Buffalo, New York – Fort Erie, Ontario

1927 – Present

The idea of a Peace Bridge became a reality, mainly from the fact that the International Railway Bridge did not address the needs of pedestrian and motor vehicle traffic. In 1919, Alonzo Clark Mather began to push for a new bridge which would reflect the peace and the cooperation between two great nations. William C. Eckert led the pro bridge movement.

On August 6th 1925, the building of the Peace Bridge was approved by the International Joint Commission. Financing for the bridge totaled to $4.5 million dollars, mainly through bond issues.

The ground breaking ceremony took place on August 17th 1925. Completion was scheduled for spring of 1927.

Major construction contracts were awarded to R.B. Porter of St. Catharines, Turner Construction of Buffalo, and Bethlehem Steel Company of Pennsylvania. The chief engineer was Edward Lupfer.

The Peace Bridge was planned to be built approximately one kilometer south of the International Railway Bridge. A major obstacle to building this bridge was the water current, which averages 7.5 to 12 miles per hour.

The Peace Bridge consisted of five arched spans over the Niagara River and a Parker through-truss which spans the Black Rock Canal on the American side. The total length of this bridge is 5,800 feet (1,770 m), consisting of 3,500 feet of steel work. The bridge also included 9,000 tons of structural steel and 800 tons of reinforcing steel.

On March 13th 1927, Mr. Edward Lupfer, the chief engineer, drove the first car across the bridge. Mr. Lupfer later designed the Rainbow Bridge in Niagara Falls.

On June 1st 1927, the Peace Bridge was opened to the public. An official ceremony was held on August 7th 1927.

Until 1992, the Peace Bridge was the busiest border crossing between Canada and the USA. Throughout the past decade, the Peace Bridge has under gone many structural improvements. In 1993, an $88 million dollar renovation plan was announced.

On December 2nd 1997, the Buffalo and Ft. Erie Public Bridge Authority, announced plans for the building of a twin second Peace Bridge to be situated to the North of the existing Peace Bridge in order to alleviate traffic congestion.
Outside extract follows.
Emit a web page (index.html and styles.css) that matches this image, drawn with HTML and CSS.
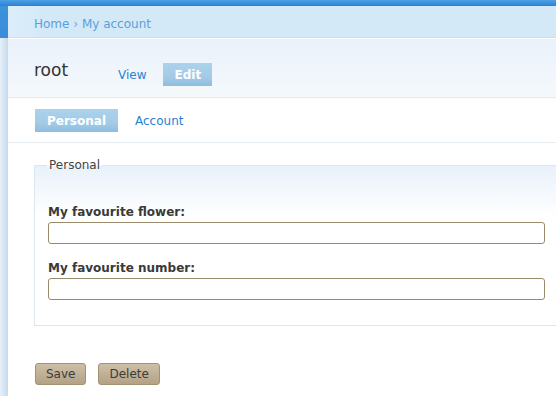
FILE: index.html
```html
<!DOCTYPE html>
<html>
  <head>
    <meta charset="utf-8" />
    <title>root | My account</title>
    <link rel="stylesheet" href="styles.css">
  </head>
  <body>
    <div id="page">
      <div class="breadcrumb">
        <a href="#">Home</a> › <a href="#">My account</a>
      </div>
      <div class="header">
        <h1 class="title">root</h1>
        <ul class="tabs primary">
          <li><a href="#">View</a></li>
          <li class="active"><a href="#">Edit</a></li>
        </ul>
      </div>
      <ul class="tabs secondary">
        <li class="active"><a href="#">Personal</a></li>
        <li><a href="#">Account</a></li>
      </ul>
      <form class="profile-form">
        <fieldset>
          <legend>Personal</legend>
          <div class="form-item">
            <label for="flower">My favourite flower:</label>
            <input type="text" id="flower" />
          </div>
          <div class="form-item">
            <label for="number">My favourite number:</label>
            <input type="text" id="number" />
          </div>
        </fieldset>
        <div class="actions">
          <button type="button">Save</button>
          <button type="button">Delete</button>
        </div>
      </form>
    </div>
  </body>
</html>
```

FILE: styles.css
```css
html,
body {
  height: 100%;
}
body {
  margin: 0;
  overflow: hidden;
  font-family: 'DejaVu Sans', Verdana, sans-serif;
  font-size: 12px;
  color: #333;
  background:
    linear-gradient(#4ba2e6, #2b80d2) 0 0 / 100% 6px no-repeat,
    linear-gradient(#3d92dc, #3a8cd8) 0 6px / 8px 32px no-repeat,
    linear-gradient(90deg, #e6f0f9, #c6dbee) 0 38px / 8px 100% no-repeat,
    #fff;
}
a {
  text-decoration: none;
}
#page {
  margin: 6px 0 0 8px;
  width: 600px;
  background: #fff;
}
.breadcrumb {
  height: 26px;
  line-height: 26px;
  padding: 5px 0 0 26px;
  background: linear-gradient(90deg, #dcedf9 0, #d3e9f8 40px, #d3e9f8);
  border-bottom: 1px solid #c9e0f4;
  color: #6aa8dc;
}
.breadcrumb a {
  color: #5b9fdb;
}
.header {
  display: flex;
  align-items: flex-start;
  height: 58px;
  margin-top: 1px;
  padding: 0 0 0 26px;
  background: linear-gradient(#e9f1fa, #f5f9fc);
  border-bottom: 1px solid #e4ebf1;
}
.title {
  width: 73px;
  margin: 21px 0 0;
  font-size: 17px;
  font-weight: normal;
  line-height: 20px;
  color: #333;
}
.tabs {
  display: flex;
  margin: 0;
  padding: 0;
  list-style: none;
}
.tabs li {
  margin-right: 6px;
}
.tabs a {
  display: block;
  height: 23px;
  line-height: 24px;
  padding: 0 11px;
  color: #2a7fd2;
}
.tabs .active a {
  color: #fff;
  font-weight: bold;
  background: linear-gradient(#acd2eb, #a3cbe7 60%, #8dbddf);
}
.primary {
  margin-top: 24px;
}
.secondary {
  height: 45px;
  padding: 11px 0 0 27px;
  box-sizing: border-box;
  border-bottom: 1px solid #e4ebf1;
}
.secondary li {
  margin-right: 5px;
}
.secondary a {
  padding: 0 12px;
}
.profile-form {
  padding: 15px 0 0 26px;
}
fieldset {
  width: 520px;
  margin: 0;
  padding: 32px 13px 25px;
  border: 1px solid #dae7f1;
  background: linear-gradient(#e8f1fa, #ffffff 50px);
}
legend {
  padding: 0 2px;
  margin-left: -1px;
  color: #444;
}
.form-item + .form-item {
  margin-top: 16px;
}
.form-item label {
  display: block;
  font-weight: bold;
  line-height: 16px;
  margin-bottom: 2px;
  color: #3a3a3a;
}
.form-item input {
  display: block;
  width: 497px;
  height: 22px;
  box-sizing: border-box;
  margin: 0;
  border: 1px solid #9a8a6c;
  border-radius: 3px;
  background: #fff;
}
.actions {
  display: flex;
  gap: 12px;
  margin-top: 37px;
  padding-left: 1px;
}
.actions button {
  height: 22px;
  padding: 0 10px;
  font-family: 'DejaVu Sans', Verdana, sans-serif;
  font-size: 12px;
  color: #3b3b3b;
  border: 1px solid #a29274;
  border-radius: 3px;
  background: linear-gradient(#cdbfa8, #b3a285);
}
```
The 1997 project was estimated to cost $65 million dollars with a completion date of 2002. Construction is set to begin in March of 1999. The new bridge was to be modeled after the first Peace Bridge. It was planned to have five arched spans stretching end to end across the Niagara River. The highlight of this new bridge was a 17 storeys tall, 600 foot long, and 170 foot tall arch spanning the Black Rock Canal on the American side. The new Peace Bridge would have helped increase daily vehicle traffic by 33%. Today, legal difficulties and court challenges have delayed the start of bridge construction indefinitely.